Financial results will be disclosed and published after market closing.

Investor relations:

Tinna Molphy, Manager in Investor Relations, and Marinó Thór Jakobsson, Investor Relations Analyst via IR@marel.com or tel: (+354) 563 8001.

Forward-looking statements

Statements in this press release that are not based on historical facts are forward-looking statements. Although such statements are based on management’s current estimates and expectations, forward-looking statements are inherently uncertain. We therefore caution the reader that there are a variety of factors that could cause business conditions and results to differ materially from what is contained in our forward-looking statements, and that we do not undertake to update any forward-looking statements. All forward-looking statements are qualified in their entirety by this cautionary statement.

Market share data

Statements regarding market share, including those regarding Marel’s competitive position, are based on outside sources such as research institutes, industry and dealer panels in combination with management estimates. Where information is not yet available to Marel, those statements may also be based on estimates and projections prepared by outside sources or management. Rankings are based on sales unless otherwise stated.

US Disclaimer

Any sale of Marel hf.'s ordinary shares has not been and will not registered under the United States Securities Act of 1933, as amended (the Securities Act), and will not be offered or sold in the United States absent registration or an applicable exemption from the registration requirements of the Securities Act.
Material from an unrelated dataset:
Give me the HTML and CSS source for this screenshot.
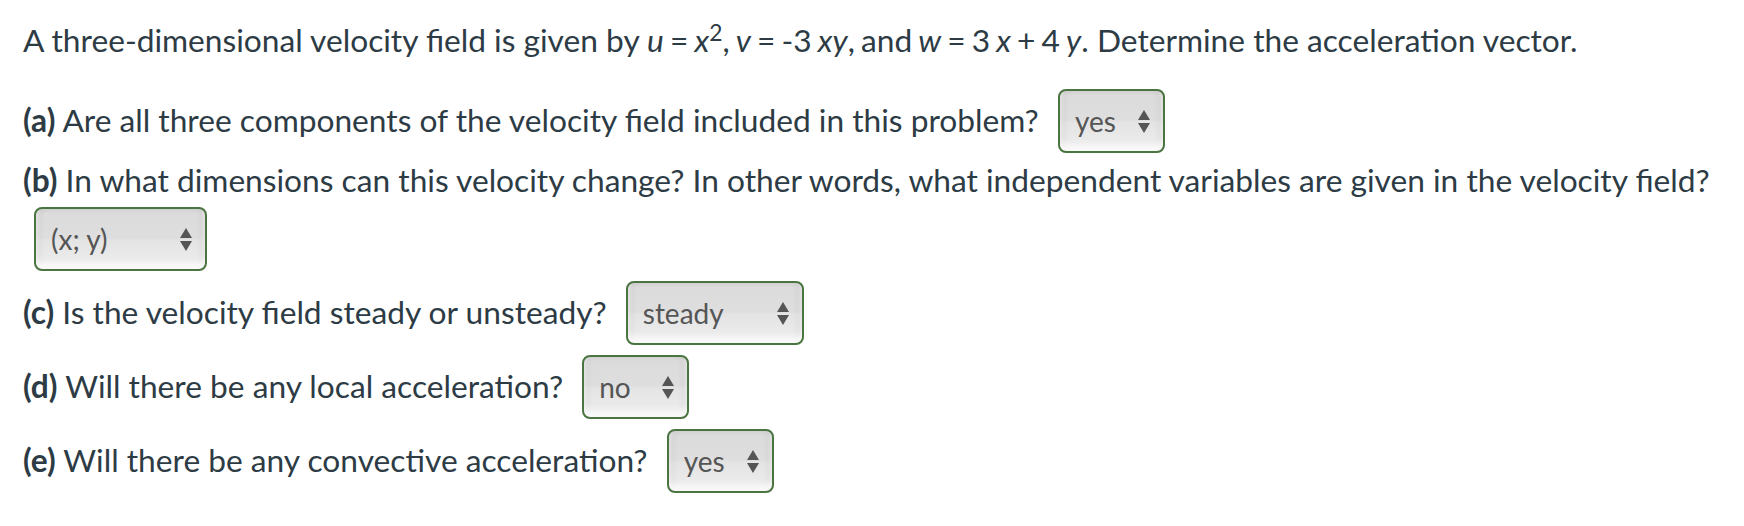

There will be no public offer of the ordinary shares in the United States (for these purposes, the “United States” means the United States of America, its territories and possessions, any State of the United States, and the District of Columbia).

*Operating income adjusted for PPA related costs, including depreciation and amortization.
** Impacted by a change in corporate tax in the Netherlands.